Le tensioni commerciali e tecnologiche tra la Cina e l’Occidente proseguono e producono effetti.
Lunedì la casa automobilistica BYD, una delle maggiori produttrici di veicoli elettrici al mondo, ha acquisito la rimanente quota del 10 per cento delle azioni della joint venture cinese con il gruppo tedesco Mercedes-Benz, assumendone il pieno controllo. La società era stata istituita per la commercializzazione del marchio Denza. Il valore economico dell’operazione non è stato comunicato.
LA JOINT VENTURE TRA BYD E MERCEDES
Termina così una partnership iniziata tredici anni fa. La joint venture, chiamata Shenzhen BYD New Energy, era infatti stata creata nel 2011 da BYD e Mercedes-Benz (al tempo si chiama Daimler); ciascuna delle parti ne possedeva il 50 per cento delle azioni. A causa delle vendite scarse del marchio Denza, specializzato in veicoli elettrici di fascia alta, i tedeschi decisero però nel 2021 di ridurre la loro partecipazione al 10 per cento.
Negli anni successivi, grazie a un cambio di strategia, Denza ha ottenuto una certa popolarità nel settore delle monovolume elettriche di lusso grazie soprattutto al modello D9, il più venduto nella categoria nel 2023. A breve BYD dovrebbe lanciare un nuovo modello, il Denza Z9G7, dal prezzo di 47.900 dollari.

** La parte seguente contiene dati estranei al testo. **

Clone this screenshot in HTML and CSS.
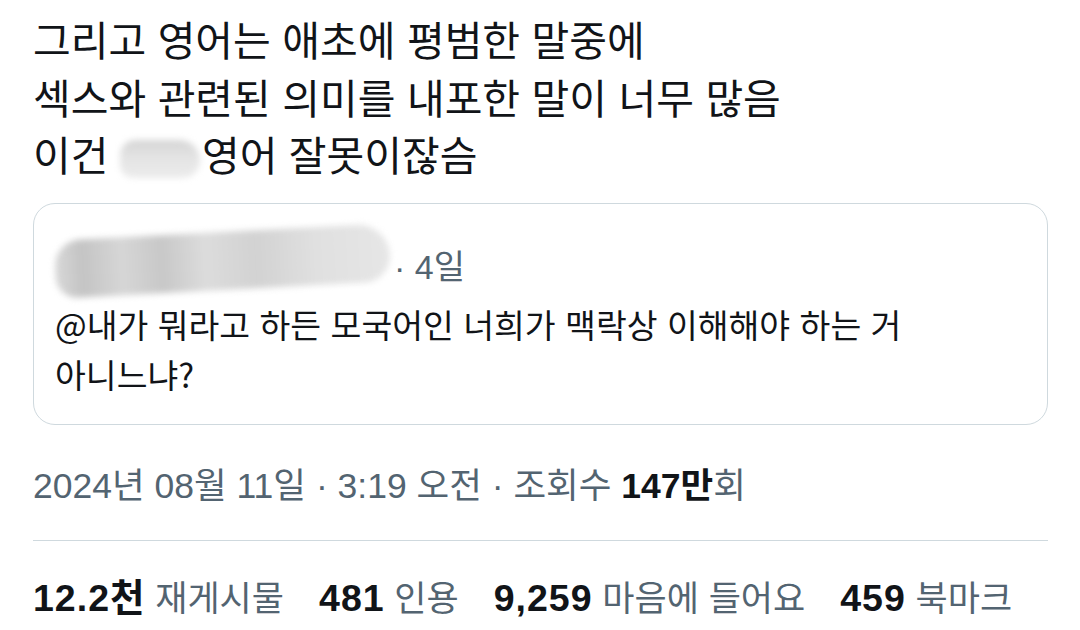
FILE: index.html
```html
<!DOCTYPE html>
<html lang="ko">
<head>
<meta charset="utf-8">
<link rel="stylesheet" href="styles.css">
</head>
<body>
<main class="tweet">
  <div class="body-text">
    <p class="line">그리고 영어는 애초에 평범한 말중에</p>
    <p class="line">섹스와 관련된 의미를 내포한 말이 너무 많음</p>
    <p class="line">이건 <span class="redact redact-inline"></span>영어 잘못이잖슴</p>
  </div>
  <section class="quote">
    <div class="quote-head">
      <span class="redact redact-name"></span>
      <span class="quote-time">· 4일</span>
    </div>
    <p class="quote-text">@내가 뭐라고 하든 모국어인 너희가 맥락상 이해해야 하는 거<br>아니느냐?</p>
  </section>
  <div class="meta">2024년 08월 11일 · 3:19 오전 · 조회수 <b class="num">147만</b>회</div>
  <div class="stats">
    <span class="stat"><b class="num">12.2천</b> 재게시물</span>
    <span class="stat"><b class="num">481</b> 인용</span>
    <span class="stat"><b class="num">9,259</b> 마음에 들어요</span>
    <span class="stat"><b class="num">459</b> 북마크</span>
  </div>
</main>
</body>
</html>
```

FILE: styles.css
```css
html, body {
  margin: 0;
  padding: 0;
  background: #ffffff;
}
body {
  font-family: "Noto Sans CJK KR", "Noto Sans", sans-serif;
  color: #111418;
  width: 1080px;
  height: 630px;
  overflow: hidden;
}
.tweet {
  padding: 10px 32px 0 33px;
}
.body-text {
  display: flex;
  flex-direction: column;
}
.line {
  margin: 0;
  font-size: 41px;
  line-height: 57.5px;
  white-space: nowrap;
}
.redact {
  display: inline-block;
  filter: blur(3px);
  border-radius: 40px;
}
.redact-inline {
  width: 80px;
  height: 38px;
  vertical-align: -7px;
  margin-right: 2px;
  background: linear-gradient(180deg, #d4d4d4, #e4e4e4 45%, #ececec);
  border-radius: 30px 40px 34px 26px;
}
.quote {
  margin-top: 20px;
  border: 1px solid #cfd9de;
  border-radius: 22px;
  height: 222px;
  padding: 22px 24px 0 21px;
  box-sizing: border-box;
}
.quote-head {
  display: flex;
  align-items: center;
  gap: 4px;
  height: 70px;
}
.redact-name {
  width: 335px;
  height: 58px;
  background: linear-gradient(90deg, #d8d8d8, #c4c4c4 8%, #d6d6d6 20%, #c8c8c8 32%, #dcdcdc 45%, #d2d2d2 60%, #e0e0e0 78%, #e6e6e6);
  border-radius: 30px 36px 30px 24px;
  transform: rotate(-3deg);
}
.quote-time {
  color: #536471;
  font-family: "Liberation Sans", "Noto Sans CJK KR", sans-serif;
  font-size: 34px;
  margin-top: 8px;
}
.quote-text {
  margin: 3px 0 0 0;
  font-size: 33.5px;
  line-height: 50px;
  white-space: nowrap;
}
.meta {
  margin-top: 37px;
  color: #536471;
  font-family: "Liberation Sans", "Noto Sans CJK KR", sans-serif;
  font-size: 35.5px;
  line-height: 48px;
  padding-bottom: 30px;
  border-bottom: 1px solid #cfd9de;
  white-space: nowrap;
}
.num {
  color: #111418;
  font-weight: 700;
}
.stats {
  display: flex;
  gap: 35px;
  margin-top: 35px;
  font-family: "Liberation Sans", "Noto Sans CJK KR", sans-serif;
  font-size: 35px;
  line-height: 44px;
  color: #536471;
  white-space: nowrap;
}
.stats .num {
  font-size: 37.5px;
  letter-spacing: 1px;
}
```
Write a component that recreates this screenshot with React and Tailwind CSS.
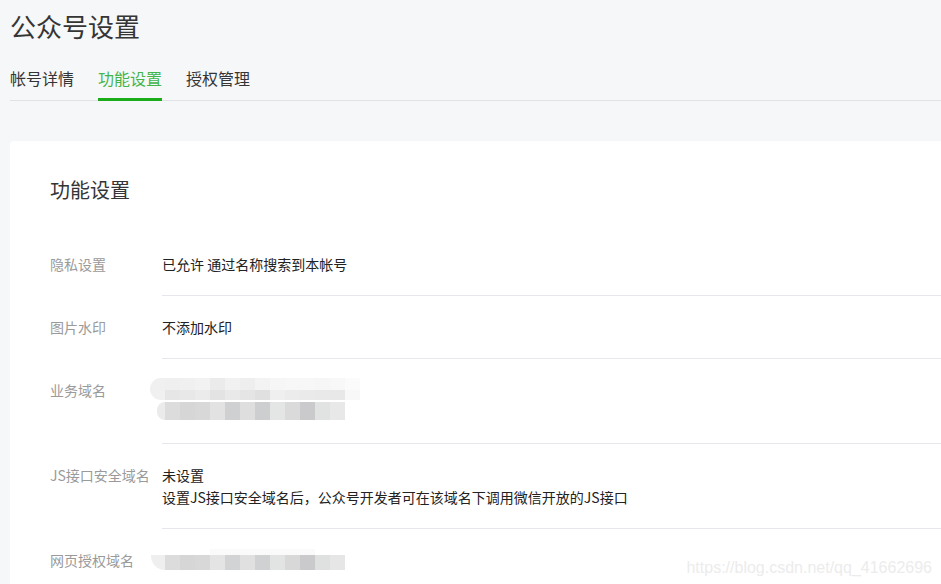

LE TENSIONI TRA CINA E UE SULL’AUTO ELETTRICA
Nei prossimi giorni gli stati membri dell’Unione europea voteranno per imporre, come proposto dalla Commissione, dei dazi aggiuntivi sulle auto elettriche importate dalla Cina: le tariffe vanno dal 17 al 36,3 per cento e serviranno a bilanciare le sovvenzioni sleali offerte dal governo cinese ai produttori automobilistici nazionali. Alcuni paesi, tuttavia, come la Spagna e la Germania, si oppongono, temendo ritorsioni commerciali da parte di Pechino.
Intenzionato a preservare il proprio vantaggio competitivo, il governo cinese ha chiesto alle case automobilistiche di mantenere in patria le tecnologie avanzate per la mobilità elettrica se apriranno degli stabilimenti all’estero.
LA CINA AVANZA NELLA MANIFATTURA DI MICROCHIP?
Sui microchip, invece – un altro motivo di contrasto tra Pechino e l’Occidente -, le autorità cinesi hanno annunciato un avanzamento tecnologico nei macchinari che permettono di fabbricare questi componenti: nello specifico, il ministero dell’Industria ha parlato di un nuovo apparecchio per la litografia a immersione dalla risoluzione di 65 nanometri o superiore. In poche parole, la risoluzione del macchinario determina la dimensione dei circuiti che possono venire impressi su una superficie di silicio: minore è il numero dei nanometri, più performante è il microchip.
Nonostante il progresso rispetto alle precedenti macchine da 90 nanometri, la Cina rimane comunque parecchio indietro ad ASML (olandese), Applied Materials (statunitense) e Tokyo Electron (giapponese). Il paese, peraltro, non può accedere alle tecnologie di chipmaking di queste aziende per via dei controlli alle esportazioni implementati dagli Stati Uniti e dagli alleati: Washington vuole impedire a Pechino di accedere ai componenti necessari allo sviluppo dell’intelligenza artificiale al progresso industriale-militare.
I macchinari migliori di ASML, che ha il monopolio globale su alcuni sistemi avanzati di litografia, hanno una risoluzione di 8 nanometri. L’anno scorso si era parlato dello sviluppo, da parte della cinese SMEE, di una macchina di litografia da 28 nanometri, ma non è chiaro se sia stata effettivamente costruita.